The Trump EPA stopped taking public comment for its repeal of the endangerment finding and vehicle climate rules on Sept. 22, 2025. A final package was then sent to the White House on a fast track, arriving at the budget office for review less than four months later, on Jan. 7.
The rule’s docket shows that of the 572,000 public comments EPA received, only 31,000 have been posted.
Richard Revesz, who served as White House regulatory chief under Biden, said, “EPA has an obligation to respond to all material comments at the time that it promulgates the final rule.”
“At that time, the comments need to be available to the public because challenges to the agency’s action can be based on its failure to adequately respond to comments,” he said.

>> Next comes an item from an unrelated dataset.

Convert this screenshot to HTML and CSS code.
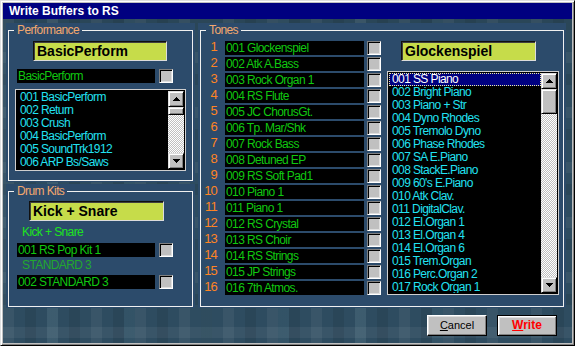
FILE: index.html
```html
<!DOCTYPE html>
<html>
<head>
<meta charset="utf-8">
<link rel="stylesheet" href="styles.css">
</head>
<body>
<div class="window">
  <div class="titlebar">Write Buffers to RS</div>
  <div class="client">
    <div class="main">
      <div class="leftcol">
        <div class="panel perf">
          <fieldset class="group">
            <legend>Performance</legend>
            <div class="lcd lcd-perf">BasicPerform</div>
            <div class="fieldrow fr-perf"><div class="field f-left">BasicPerform</div><span class="chk"></span></div>
            <div class="listbox lb-small">
              <ul class="items">
                <li>001 BasicPerform</li>
                <li>002 Return</li>
                <li>003 Crush</li>
                <li>004 BasicPerform</li>
                <li>005 SoundTrk1912</li>
                <li>006 ARP Bs/Saws</li>
              </ul>
              <div class="sbar">
                <div class="sbtn"><svg width="7" height="4" viewBox="0 0 7 4"><polygon points="3.5,0 7,4 0,4" fill="#000" shape-rendering="crispEdges"/></svg></div>
                <div class="thumb th-small"></div>
                <div class="track"></div>
                <div class="sbtn"><svg width="7" height="4" viewBox="0 0 7 4"><polygon points="0,0 7,0 3.5,4" fill="#000" shape-rendering="crispEdges"/></svg></div>
              </div>
            </div>
          </fieldset>
        </div>
        <div class="panel drums">
          <fieldset class="group">
            <legend>Drum Kits</legend>
            <div class="lcd lcd-drum">Kick + Snare</div>
            <div class="glabel g-bright">Kick + Snare</div>
            <div class="fieldrow fr-drum1"><div class="field f-left">001 RS Pop Kit 1</div><span class="chk"></span></div>
            <div class="glabel g-dark">STANDARD 3</div>
            <div class="fieldrow fr-drum2"><div class="field f-left">002 STANDARD 3</div><span class="chk"></span></div>
          </fieldset>
        </div>
      </div>
      <div class="panel tones">
        <fieldset class="group">
          <legend>Tones</legend>
          <div class="tones-body">
            <div class="tone-rows">
              <div class="trow"><span class="num">1</span><div class="field f-tone">001 Glockenspiel</div><span class="chk"></span></div>
              <div class="trow"><span class="num">2</span><div class="field f-tone">002 Atk A.Bass</div><span class="chk"></span></div>
              <div class="trow"><span class="num">3</span><div class="field f-tone">003 Rock Organ 1</div><span class="chk"></span></div>
              <div class="trow"><span class="num">4</span><div class="field f-tone">004 RS Flute</div><span class="chk"></span></div>
              <div class="trow"><span class="num">5</span><div class="field f-tone">005 JC ChorusGt.</div><span class="chk"></span></div>
              <div class="trow"><span class="num">6</span><div class="field f-tone">006 Tp. Mar/Shk</div><span class="chk"></span></div>
              <div class="trow"><span class="num">7</span><div class="field f-tone">007 Rock Bass</div><span class="chk"></span></div>
              <div class="trow"><span class="num">8</span><div class="field f-tone">008 Detuned EP</div><span class="chk"></span></div>
              <div class="trow"><span class="num">9</span><div class="field f-tone">009 RS Soft Pad1</div><span class="chk"></span></div>
              <div class="trow"><span class="num">10</span><div class="field f-tone">010 Piano 1</div><span class="chk"></span></div>
              <div class="trow"><span class="num">11</span><div class="field f-tone">011 Piano 1</div><span class="chk"></span></div>
              <div class="trow"><span class="num">12</span><div class="field f-tone">012 RS Crystal</div><span class="chk"></span></div>
              <div class="trow"><span class="num">13</span><div class="field f-tone">013 RS Choir</div><span class="chk"></span></div>
              <div class="trow"><span class="num">14</span><div class="field f-tone">014 RS Strings</div><span class="chk"></span></div>
              <div class="trow"><span class="num">15</span><div class="field f-tone">015 JP Strings</div><span class="chk"></span></div>
              <div class="trow"><span class="num">16</span><div class="field f-tone">016 7th Atmos.</div><span class="chk"></span></div>
            </div>
            <div class="tone-right">
              <div class="lcd lcd-tone">Glockenspiel</div>
              <div class="listbox lb-big">
                <ul class="items">
                  <li class="sel">001 SS Piano</li>
                  <li>002 Bright Piano</li>
                  <li>003 Piano + Str</li>
                  <li>004 Dyno Rhodes</li>
                  <li>005 Tremolo Dyno</li>
                  <li>006 Phase Rhodes</li>
                  <li>007 SA E.Piano</li>
                  <li>008 StackE.Piano</li>
                  <li>009 60's E.Piano</li>
                  <li>010 Atk Clav.</li>
                  <li>011 DigitalClav.</li>
                  <li>012 El.Organ 1</li>
                  <li>013 El.Organ 4</li>
                  <li>014 El.Organ 6</li>
                  <li>015 Trem.Organ</li>
                  <li>016 Perc.Organ 2</li>
                  <li>017 Rock Organ 1</li>
                </ul>
                <div class="sbar">
                  <div class="sbtn"><svg width="7" height="4" viewBox="0 0 7 4"><polygon points="3.5,0 7,4 0,4" fill="#000" shape-rendering="crispEdges"/></svg></div>
                  <div class="thumb th-big"></div>
                  <div class="track"></div>
                  <div class="sbtn"><svg width="7" height="4" viewBox="0 0 7 4"><polygon points="0,0 7,0 3.5,4" fill="#000" shape-rendering="crispEdges"/></svg></div>
                </div>
              </div>
            </div>
          </div>
        </fieldset>
      </div>
    </div>
    <div class="buttons">
      <button class="btn btn-cancel"><u>C</u>ancel</button>
      <button class="btn btn-write"><u>W</u>rite</button>
    </div>
  </div>
</div>
</body>
</html>
```
FILE: styles.css
```css
* { box-sizing: border-box; }
html, body { margin: 0; padding: 0; }
body {
  width: 575px;
  height: 346px;
  overflow: hidden;
  background: #c0c0c0;
  font-family: "Liberation Sans", Arial, sans-serif;
}
.window {
  width: 575px;
  height: 346px;
  display: flex;
  flex-direction: column;
  background: #c0c0c0;
  border: 1px solid;
  border-color: #dfdfdf #000 #000 #dfdfdf;
  box-shadow: inset 1px 1px 0 #fff, inset -1px -1px 0 #808080;
  padding: 2px;
}
.titlebar {
  flex: none;
  height: 16px;
  background: #000080;
  color: #fff;
  font: bold 12px/16px "Liberation Sans", Arial, sans-serif;
  padding-left: 6px;
}
.client {
  flex: 1;
  display: flex;
  flex-direction: column;
  background-color: #2e4c60;
  background-image:
    linear-gradient(90deg, rgba(255,255,255,0.05) 0 11px, transparent 11px 22px, rgba(0,0,0,0.08) 22px 33px, transparent 33px 44px),
    linear-gradient(rgba(0,0,0,0.08) 0 11px, transparent 11px 33px, rgba(255,255,255,0.05) 33px 44px, transparent 44px 55px),
    linear-gradient(90deg, transparent 0 44px, rgba(90,130,150,0.12) 44px 55px, transparent 55px 77px);
  background-size: 44px 100%, 100% 55px, 77px 100%;
}
.main {
  display: flex;
  gap: 3px;
  padding: 4px 0 0 3px;
}
.leftcol {
  width: 189px;
  display: flex;
  flex-direction: column;
  gap: 2px;
}
.panel {
  background: #2c4b6b;
  padding: 1px 2px 1px 2px;
  display: flex;
  flex-direction: column;
}
.perf { height: 159px; }
.drums { height: 124px; }
.tones { width: 368px; height: 285px; }
.group {
  flex: 1;
  margin: 0;
  padding: 0;
  min-width: 0;
  border: 1px solid #f0f0f0;
}
.group legend {
  margin-left: 5px;
  padding: 0 3px;
  font: 12px/12px "Liberation Sans", Arial, sans-serif;
  letter-spacing: -0.6px;
  color: #f2a86e;
}
.lcd {
  height: 20px;
  background: #c6dc4a;
  color: #000;
  font: bold 14px/18px "Liberation Sans", Arial, sans-serif;
  padding-left: 3px;
  border: 1px solid;
  border-color: #101010 #dcdcdc #dcdcdc #101010;
  box-shadow: inset 1px 1px 0 #404040;
  white-space: nowrap;
}
.lcd-perf { width: 134px; margin: 5px 0 0 24px; }
.lcd-drum { width: 135px; margin: 4px 0 0 20px; }
.lcd-tone { width: 135px; margin: 0 0 0 14px; }
.fieldrow { display: flex; align-items: flex-start; padding-left: 8px; }
.fr-perf { margin-top: 8px; }
.fr-drum1 { margin-top: 4px; }
.fr-drum2 { margin-top: 3px; }
.field {
  height: 14px;
  background: #000;
  color: #10c810;
  font: 12px/14px "Liberation Sans", Arial, sans-serif;
  letter-spacing: -0.6px;
  padding-left: 1px;
  white-space: nowrap;
  overflow: hidden;
}
.f-left { width: 138px; }
.f-tone { width: 139px; margin-left: 8px; }
.chk {
  flex: none;
  width: 14px;
  height: 14px;
  margin-left: 4px;
  background: #c0c0c0;
  border: 1px solid;
  border-color: #808080 #fff #fff #808080;
  box-shadow: inset 1px 1px 0 #000, inset -1px -1px 0 #dfdfdf;
}
.trow .chk { margin-left: 3px; }
.glabel {
  height: 14px;
  padding-left: 13px;
  font: 12px/14px "Liberation Sans", Arial, sans-serif;
  letter-spacing: -0.6px;
}
.g-bright { color: #1ee41e; margin-top: 4px; }
.g-dark { color: #22a82e; margin-top: 1px; }
.listbox {
  display: flex;
  background: #000;
  border: 1px solid #cfcfcf;
  padding: 1px;
}
.lb-small { width: 171px; height: 82px; margin: 6px 0 0 6px; }
.lb-big { width: 172px; height: 224px; margin-top: 10px; }
.items {
  flex: 1;
  min-width: 0;
  list-style: none;
  margin: 0;
  padding: 0;
  overflow: hidden;
  font: 12px/13px "Liberation Sans", Arial, sans-serif;
  letter-spacing: -0.6px;
  color: #22e2f2;
}
.items li {
  height: 13px;
  padding-left: 3px;
  white-space: nowrap;
}
.items li.sel {
  background: #000080;
  color: #fff;
  outline: 1px dotted #f0f0a0;
  outline-offset: -1px;
}
.sbar {
  flex: none;
  width: 16px;
  display: flex;
  flex-direction: column;
}
.sbtn, .thumb {
  flex: none;
  background: #c0c0c0;
  border: 1px solid;
  border-color: #dfdfdf #000 #000 #dfdfdf;
  box-shadow: inset 1px 1px 0 #fff, inset -1px -1px 0 #808080;
}
.sbtn {
  height: 16px;
  display: flex;
  align-items: center;
  justify-content: center;
}
.sbtn svg { display: block; }
.th-small { height: 8px; }
.th-big { height: 25px; }
.track {
  flex: 1;
  background-color: #c0c0c0;
  background-image: conic-gradient(#fff 25%, #c0c0c0 0 50%, #fff 0 75%, #c0c0c0 0);
  background-size: 2px 2px;
}
.tones-body {
  display: flex;
  padding-top: 5px;
}
.tone-rows {
  display: flex;
  flex-direction: column;
  gap: 2px;
}
.trow {
  display: flex;
  align-items: flex-start;
  height: 14px;
}
.num {
  width: 16px;
  height: 14px;
  text-align: right;
  font: 13px/11px "Liberation Sans", Arial, sans-serif;
  letter-spacing: -0.8px;
  color: #ff8424;
}
.tone-right {
  margin-left: 6px;
  display: flex;
  flex-direction: column;
}
.buttons {
  display: flex;
  justify-content: flex-end;
  gap: 10px;
  padding-right: 15px;
  margin-top: 7px;
}
.btn {
  width: 60px;
  height: 21px;
  padding: 0;
  background: #c0c0c0;
  border: 1px solid;
  border-color: #fff #000 #000 #fff;
  box-shadow: inset -1px -1px 0 #808080, inset 1px 1px 0 #dfdfdf;
  font: 11px/17px "Liberation Sans", Arial, sans-serif;
  color: #000;
}
.btn-write {
  border: 1px solid #000;
  box-shadow: inset 1px 1px 0 #fff, inset -1px -1px 0 #808080, inset 2px 2px 0 #dfdfdf;
  color: #ff0000;
  font-weight: bold;
  font-size: 12px;
}
.btn u { text-decoration-thickness: 1px; text-underline-offset: 1px; }
```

EPA press secretary Brigit Hirsch pointed to the agency’s policy of only posting one representative sample from mass-comment campaigns coordinated by groups that oppose EPA’s endangerment or vehicle rules repeal. The docket shows there were 184 such campaigns involving multiple submissions of the same comments.
“Additionally, comments that contain threatening or profane language and copyrighted materials will not be publicly posted to Regulations.gov,” she added in an email to POLITICO’s E&E News.
Many of the comments EPA received will likely be general statements of support or opposition that don’t require responses. But thousands will raise detailed issues with the scientific assertions EPA made, or with its legal arguments for scrapping the endangerment finding. The agency will have to grapple with those issues in the final rule, or face possible rebukes in court.
EPA has said it would use AI to speed up regulatory work, though it hasn’t given details about what model it will use or how.
DeAngelo said AI could help organize the tome of written opinions the agency received, but “I think you need some humans to respond to the comments.”
Hirsch said “EPA has not used AI to review public comments related to the proposed reconsideration of the 2009 Endangerment Finding.”